Democratic Progressive Party Chairperson Tsai Ing-wen (蔡英文) yesterday urged people to be more understanding and tolerant about issues raised by history, adding that politicians should not use the past to foment conflict and provoke confrontation.
Tsai made the remarks in response to media requests for comment on the controversy sparked by an interview former president Lee Teng-hui (李登輝) gave to a Japanese magazine.
Lee is reported to have said that as Taiwan was then a part of Japan, Taiwanese did not fight Japan in the Second Sino-Japanese War (1937-1945) because at that time, Taiwanese were fighting for Japan, which they viewed as their motherland.
Photo: Wang Yi-sung, Taipei Times
“Each generation and ethnic group in Taiwan has lived a different history, and therefore their memories, experience and interpretations of the past are not the same,” Tsai said yesterday. “When a nation faces such a situation, we have to maintain an attitude of understanding, so that we can learn from history, instead of using what happened as a tool for manipulating rivalry and social division.”
She said that the nation’s tragedy over the past few centuries has been that Taiwanese have been unable to wrest control of the nation’s destiny.
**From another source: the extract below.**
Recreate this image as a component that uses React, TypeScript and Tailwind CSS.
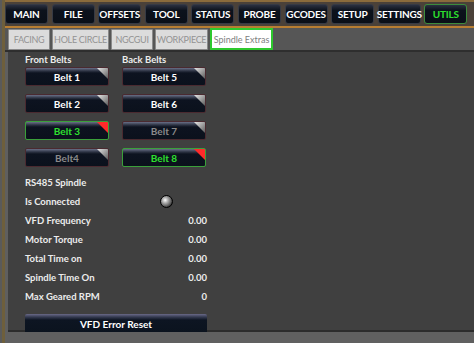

“Now we are a democratic and free nation, and everyone has the right to choose; therefore it is our shared task to defend our freedom and democracy,” Tsai said. “No one should sabotage our freedom and democracy by stirring up rivalry — I believe the public is mature and is capable of facing the issues that history throws up.”
Photo: CNA
However, Chinese Nationalist Party (KMT) presidential candidate Hung Hsiu-chu (洪秀柱) yesterday added to her barrage of attacks on Lee over his comments about Japan, and pressed Tsai to publicly express her stance on the issue.
Responding to Tsai’s remarks that people should view other people’s feelings about their histories with understanding, Hung on Friday night said that she “does not agree with” this kind of statement and questioned whether Tsai would “abandon Lee” if voters began to see a vote for her as a vote for Lee.
In response to Tsai’s comment that it is a tragedy that Taiwanese have been unable to choose their own destinies in the past few hundred years, Hung yesterday said: “It is the misfortune of Taiwanese to be too busy throwing mud and vilifying each other to be able to focus on how to overcome economic hardship and fight together.”
When asked whether her recent criticism of Lee was really an attempt to vilify Tsai, Hung said that as Lee clearly has high expectations of Tsai, Tsai should make clear her relationship with him and explain to the public whether she supports Lee’s ideas.
Hung was particularly fierce when speaking in front of Republic of China veterans on Friday in Hsinchu, lashing out at Lee for “saying Taiwan belongs to Japan as a former president.”
“Are you not pissed off? Do you not hate him?” she asked the veterans.